Lazzaro Calvi (1512–1587) was an Italian painter of the late-Renaissance period. He was born in Genoa and trained with his father Agostino Calvi and Perin del Vaga. Older sources claim he lived till the improbable age of 105 years

== Biography ==
His elder brother Pantaleone (died 1595) was also a painter. They worked together at Genoa and the different cities of the republic, as well as at Monaco and Naples. Pantaleono acting as the decorator for Luzzato's works. They painted a façade of the Palazzo Doria (now Palazzo Spinola). They painted a Continence of Scipio for a palace in Genoa. Lazzaro, irritated by the success of some of his contemporaries, prompted him to the commission the poisoning of Giacomo Bargone; and he hired persons to vilify the works of the ablest painters of the time, and to extol his own. While engaged in these schemes, he was engaged to paint the Birth and Life of St. John the Baptist, together with Andrea Semini and Luca Cambiaso, for the chapel of the Nobili Centurioni. Lazzaro was so mortified at this challenge, that he became a mariner, and withdrew himself from painting for twenty years. He returned, however, to his profession, which he continued till he was in his 85th year. His last works were for the church of Santa Cattaprina.

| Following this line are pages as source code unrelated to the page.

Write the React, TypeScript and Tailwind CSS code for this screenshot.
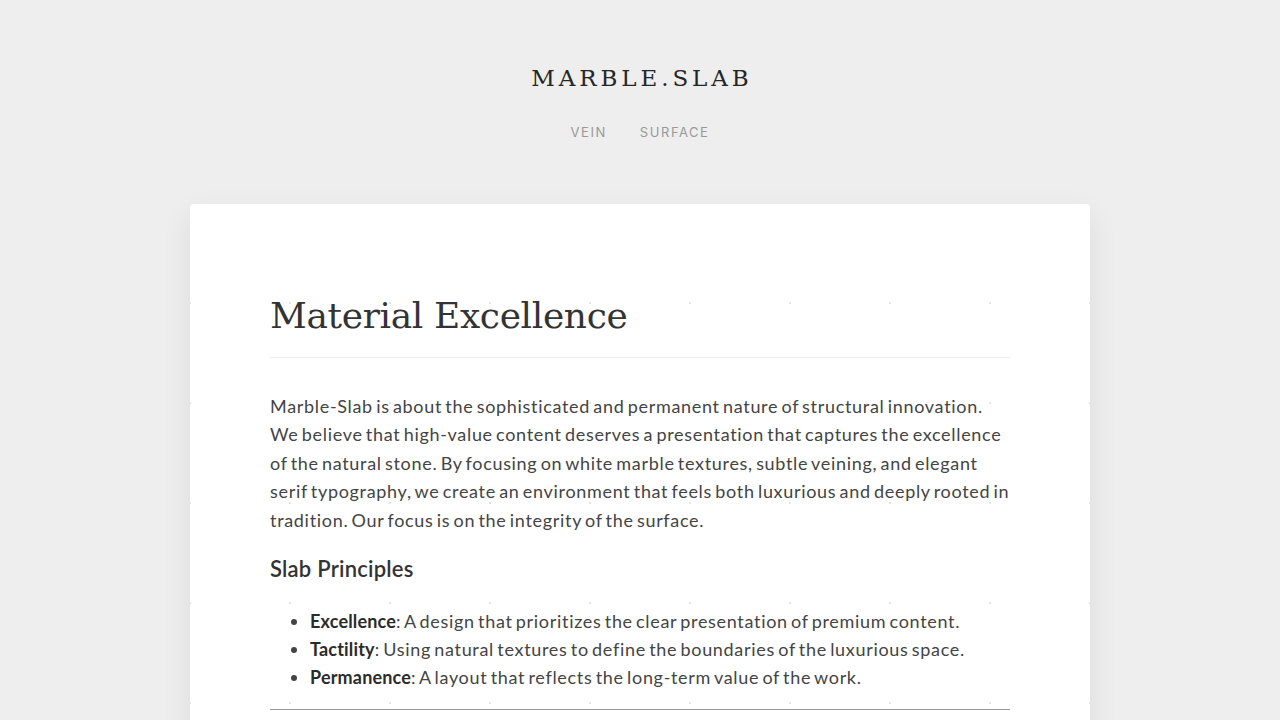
import React from 'react';

const principles = [
  { term: 'Excellence', text: 'A design that prioritizes the clear presentation of premium content.' },
  { term: 'Tactility', text: 'Using natural textures to define the boundaries of the luxurious space.' },
  { term: 'Permanence', text: 'A layout that reflects the long-term value of the work.' },
];

const App: React.FC = () => {
  return (
    <div className="min-h-screen bg-[#eeeeee] font-['Lato','Inter',sans-serif] text-[#333]">
      <header className="flex flex-col items-center pt-[62px]">
        <h1 className="pl-[0.17em] font-['DejaVu_Serif',serif] text-[23px] leading-8 tracking-[0.17em] text-[#262626]">
          MARBLE.SLAB
        </h1>
        <nav className="mt-[29px] flex gap-[33px] font-['Inter',sans-serif] text-[13px] tracking-[0.12em] text-[#999]">
          <a href="#">VEIN</a>
          <a href="#">SURFACE</a>
        </nav>
      </header>

      <main className="mx-auto mt-[61px] w-[900px] rounded bg-white bg-[radial-gradient(circle,#e4e4e4_1px,transparent_1.2px)] bg-[size:100px_100px] bg-[position:-50px_49px] px-20 pt-[85px] pb-10 shadow-[0_10px_30px_rgba(0,0,0,0.08)]">
        <h2 className="border-b border-[#ececec] pb-[14px] font-['DejaVu_Serif',serif] text-[36px] leading-[54px] tracking-[-0.01em] text-[#333]">
          Material Excellence
        </h2>
        <p className="mt-[34px] text-[18px] leading-[28.5px] tracking-[0.038em] [word-spacing:-2px] text-[#444]">
          Marble-Slab is about the sophisticated and permanent nature of structural innovation. We believe that high-value content deserves a presentation that captures the excellence of the natural stone. By focusing on white marble textures, subtle veining, and elegant serif typography, we create an environment that feels both luxurious and deeply rooted in tradition. Our focus is on the integrity of the surface.
        </p>
        <h3 className="mt-[19px] text-[22px] font-semibold leading-8 tracking-[0.01em] text-[#333]">Slab Principles</h3>
        <ul className="mt-[22px] list-disc pl-10 text-[18px] leading-[28px] tracking-[0.038em] [word-spacing:-2px] text-[#444]">
          {principles.map((p) => (
            <li key={p.term}>
              <strong className="font-bold tracking-[0.01em] text-[#2b2b2b]">{p.term}</strong>: {p.text}
            </li>
          ))}
        </ul>
        <hr className="mt-[18px] border-t border-[#999]" />
      </main>
    </div>
  );
};

export default App;
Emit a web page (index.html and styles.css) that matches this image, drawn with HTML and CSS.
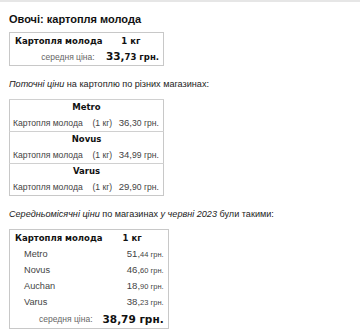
FILE: index.html
```html
<!DOCTYPE html>
<html lang="uk">
<head>
<meta charset="utf-8">
<link rel="stylesheet" href="styles.css">
</head>
<body>
<div class="topline"></div>
<main class="page">
  <h1 class="title">Овочі: картопля молода</h1>
  <table class="box summary">
    <tr class="head"><td class="name">Картопля молода</td><td class="unit">1 кг</td></tr>
    <tr class="avg"><td class="lbl">середня ціна:</td><td class="big"><span class="int">33,</span>73 грн.</td></tr>
  </table>

  <p class="note"><i>Поточні ціни</i> на картоплю по різних магазинах:</p>
  <table class="box shops">
    <tr class="shop"><td colspan="3">Metro</td></tr>
    <tr class="item"><td>Картопля молода</td><td class="qty">(1 кг)</td><td class="price"><span class="int">36,</span>30 грн.</td></tr>
    <tr class="shop"><td colspan="3">Novus</td></tr>
    <tr class="item"><td>Картопля молода</td><td class="qty">(1 кг)</td><td class="price"><span class="int">34,</span>99 грн.</td></tr>
    <tr class="shop"><td colspan="3">Varus</td></tr>
    <tr class="item"><td>Картопля молода</td><td class="qty">(1 кг)</td><td class="price"><span class="int">29,</span>90 грн.</td></tr>
  </table>

  <p class="note"><i>Середньомісячні ціни</i> по магазинах <i>у червні 2023</i> були такими:</p>
  <table class="box monthly">
    <tr class="head"><td class="name">Картопля молода</td><td class="unit">1 кг</td></tr>
    <tr class="row"><td class="store">Metro</td><td class="price"><span class="int">51,</span>44 грн.</td></tr>
    <tr class="row"><td class="store">Novus</td><td class="price"><span class="int">46,</span>60 грн.</td></tr>
    <tr class="row"><td class="store">Auchan</td><td class="price"><span class="int">18,</span>90 грн.</td></tr>
    <tr class="row"><td class="store">Varus</td><td class="price"><span class="int">38,</span>23 грн.</td></tr>
    <tr class="avg"><td class="lbl">середня ціна:</td><td class="big">38,79 грн.</td></tr>
  </table>
</main>
</body>
</html>
```
FILE: styles.css
```css
html, body { margin: 0; padding: 0; background: #fff; }
body { font-family: "Liberation Sans", Arial, sans-serif; color: #222; }
.topline { height: 2px; background: #e6e6e6; }
.page { padding: 11px 9px 0 9px; }
.title { margin: 0 0 6px 0; font-size: 11px; font-weight: bold; color: #111; line-height: 13px; }
.box { border-collapse: collapse; border: 1px solid #c8c8c8; width: 155px; }
.box td { padding: 0; white-space: nowrap; line-height: 11px; }
.head td { font-family: "DejaVu Sans", Verdana, sans-serif; font-weight: bold; font-size: 8.5px; color: #111; height: 16px; }
.head .name { padding-left: 5px; text-align: left; }
.head .unit { text-align: center; padding-right: 6px; }
.summary .avg td { height: 16px; }
.lbl { font-size: 8.5px; color: #666; text-align: right; padding-right: 10px !important; }
.big { font-family: "DejaVu Sans", Verdana, sans-serif; font-weight: bold; font-size: 8.5px; color: #111; text-align: right; padding-right: 4px !important; }
.big .int { font-size: 10.5px; }
.note { margin: 12px 0 9px 0; font-size: 9.1px; color: #222; line-height: 12px; white-space: nowrap; }
.shops tr.shop td { border-top: 1px solid #d0d0d0; font-family: "DejaVu Sans", Verdana, sans-serif; font-weight: bold; font-size: 8.5px; color: #111; text-align: center; height: 15px; }
.shops tr.item td { font-size: 8.6px; color: #444; height: 16px; }
.shops tr.item td:first-child { padding-left: 3px; }
.shops .qty { text-align: center; }
.price { text-align: right; padding-right: 4px !important; font-size: 7.5px; color: #444; }
.price .int { font-size: 9.6px; }
.monthly .head td { height: 16px; }
.monthly .row td { height: 16px; color: #444; }
.monthly .store { padding-left: 14px !important; font-size: 9.2px; }
.monthly .avg td { height: 18px; }
.monthly .big { font-size: 10.5px; }
```
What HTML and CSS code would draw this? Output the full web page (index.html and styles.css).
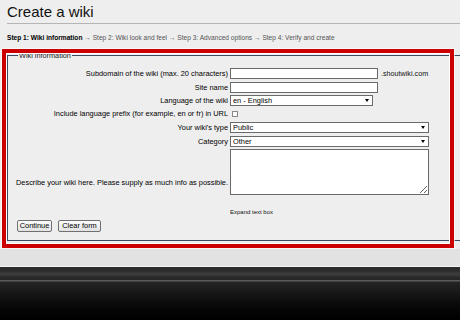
FILE: index.html
```html
<!DOCTYPE html>
<html>
<head>
<meta charset="utf-8">
<link rel="stylesheet" href="styles.css">
</head>
<body>
<div class="page">
  <h1 class="title">Create a wiki</h1>
  <p class="steps"><b class="step-current">Step 1: Wiki information</b> → Step 2: Wiki look and feel → Step 3: Advanced options → Step 4: Verify and create</p>
  <fieldset class="wiki-info">
    <legend class="legend">Wiki information</legend>
    <div class="form-grid">
      <label class="lbl">Subdomain of the wiki (max. 20 characters)</label>
      <div class="ctl"><input class="txt" type="text"><span class="suffix">.shoutwiki.com</span></div>

      <label class="lbl">Site name</label>
      <div class="ctl"><input class="txt" type="text"></div>

      <label class="lbl">Language of the wiki</label>
      <div class="ctl"><span class="sel sel-lang"><select class="sel-box"><option>en - English</option></select></span></div>

      <label class="lbl">Include language prefix (for example, en or fr) in URL</label>
      <div class="ctl"><input class="chk" type="checkbox"></div>

      <label class="lbl">Your wiki's type</label>
      <div class="ctl"><span class="sel sel-wide"><select class="sel-box"><option>Public</option></select></span></div>

      <label class="lbl">Category</label>
      <div class="ctl"><span class="sel sel-wide"><select class="sel-box"><option>Other</option></select></span></div>

      <label class="lbl lbl-desc">Describe your wiki here. Please supply as much info as possible.</label>
      <div class="ctl"><textarea class="area"></textarea></div>

      <div class="spacer"></div>
      <div class="ctl ctl-expand"><span class="expand">Expand text box</span></div>

      <div class="buttons">
        <button class="btn btn-continue" type="button">Continue</button>
        <button class="btn btn-clear" type="button">Clear form</button>
      </div>
    </div>
  </fieldset>
  <div class="highlight"></div>
</div>
<div class="band"></div>
<div class="footer"></div>
</body>
</html>
```

FILE: styles.css
```css
html, body {
  margin: 0;
  padding: 0;
}
body {
  width: 460px;
  height: 320px;
  overflow: hidden;
  background: #eeeeee;
  font-family: "Liberation Sans", Arial, sans-serif;
  color: #000;
}
.page {
  position: relative;
  height: 249px;
  padding-left: 7px;
  overflow: hidden;
  background: #eeeeee;
}
.title {
  margin: 3px 0 0 0;
  padding: 0 0 2px 0;
  font-size: 15px;
  line-height: 18px;
  font-weight: normal;
  color: #111;
  border-bottom: 1px solid #b5b5b5;
}
.steps {
  margin: 9px 0 0 0;
  font-size: 6.6px;
  line-height: 9px;
  color: #555;
  white-space: nowrap;
}
.step-current {
  color: #000;
  font-weight: bold;
}
.wiki-info {
  margin: 9px 0 0 0;
  padding: 6px 0 7px 0;
  width: 470px;
  box-sizing: border-box;
  border: 1px solid #3b4a66;
  min-width: 0;
}
.legend {
  margin-left: 10px;
  padding: 0 1px;
  font-size: 7.3px;
  line-height: 9px;
  color: #222;
}
.form-grid {
  display: grid;
  grid-template-columns: 221px 1fr;
  grid-template-rows: 14px 14px 13px 13px 15px 12px 50px 22px 14px;
  column-gap: 1px;
  font-size: 7.4px;
  line-height: 9px;
}
.lbl {
  align-self: center;
  text-align: right;
  padding-right: 1px;
  white-space: nowrap;
  color: #000;
}
.lbl-desc {
  align-self: end;
  margin-bottom: 10px;
}
.ctl {
  display: flex;
  align-items: center;
}
.txt {
  box-sizing: border-box;
  width: 148px;
  height: 11px;
  margin: 0;
  padding: 0 2px;
  border: 1px solid #6a6a6a;
  background: #fff;
  font: inherit;
}
.suffix {
  margin-left: 3px;
  color: #111;
  font-size: 7.2px;
}
.sel {
  position: relative;
  display: inline-block;
  height: 11px;
}
.sel-lang { width: 143px; }
.sel-wide { width: 199px; }
.sel::after {
  content: "";
  position: absolute;
  right: 4px;
  top: 4px;
  border-left: 2.5px solid transparent;
  border-right: 2.5px solid transparent;
  border-top: 3.5px solid #000;
}
.sel-box {
  -webkit-appearance: none;
  appearance: none;
  box-sizing: border-box;
  display: block;
  width: 100%;
  height: 11px;
  margin: 0;
  padding: 0 0 0 2px;
  border: 1px solid #6a6a6a;
  border-radius: 0;
  background: #fff;
  font-family: inherit;
  font-size: 7.4px;
  line-height: 9px;
  color: #000;
}
.chk {
  -webkit-appearance: none;
  appearance: none;
  box-sizing: border-box;
  width: 6px;
  height: 6px;
  margin: 0 0 0 2px;
  border: 1px solid #8a8a8a;
  background: #fafafa;
}
.area {
  box-sizing: border-box;
  width: 199px;
  height: 46px;
  margin: 0;
  border: 1px solid #6a6a6a;
  background: #fff;
  resize: both;
}
.ctl-expand {
  align-items: flex-end;
  padding-bottom: 3px;
}
.expand {
  font-size: 6px;
  line-height: 8px;
  color: #111;
}
.buttons {
  grid-column: 1 / -1;
  display: flex;
  align-items: center;
  gap: 6px;
  padding-left: 9px;
}
.btn {
  box-sizing: border-box;
  height: 12px;
  margin: 0;
  padding: 0;
  border: 1px solid #707070;
  border-radius: 2px;
  background: linear-gradient(#fbfbfb, #e2e2e2);
  font-family: inherit;
  font-size: 7.4px;
  line-height: 10px;
  color: #000;
}
.btn-continue { width: 35px; }
.btn-clear { width: 43px; }
.highlight {
  position: absolute;
  left: 2px;
  top: 49px;
  width: 452px;
  height: 199px;
  box-sizing: border-box;
  border: 4px solid #cc0000;
  box-shadow: inset 0 0 0 1px #ffffff, 0 0 0 1px rgba(255, 255, 255, 0.6);
  pointer-events: none;
}
.band {
  height: 17px;
  background: #e2e2e2;
}
.footer {
  height: 53px;
  border-top: 1px solid #f6f6f6;
  background: linear-gradient(to bottom,
    #2b2b2b 0px, #2f2f2f 5px, #3e3e3e 6px, #3a3a3a 8px, #2a2a2a 10px,
    #262626 13px, #5c5c5c 13px, #5c5c5c 14px, #242424 15px,
    #151515 28px, #050505 42px, #000000 53px);
}
```
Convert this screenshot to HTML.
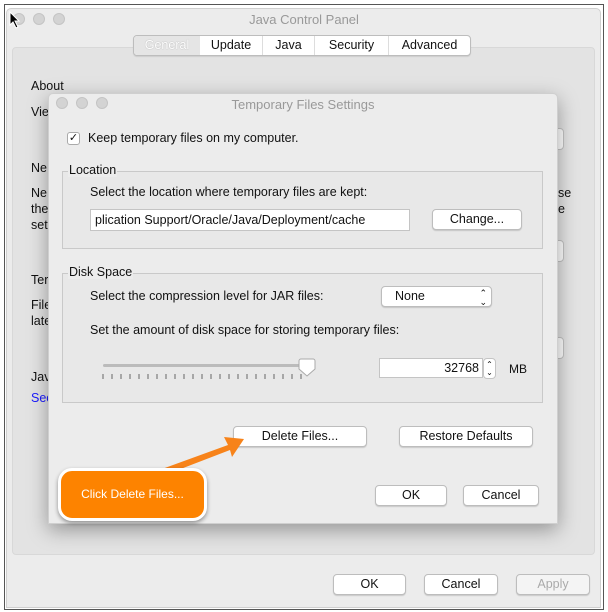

Pantaleone's sons: Aurelio, Marcantonio, Benedetto, and Felice; also became painters. Of these, Marcantonio Calvi was the most distinguished painting with his brothers decorations in palazzo Doria, and by himself in Pegli, San Pietro d'Ancona, and other palaces of Liguria, including the loggia degli Spinola. He then moved to Venice. The brothers painted in the Convent of Gesu e Maria in Genoa, and in the church of Santa Caterina.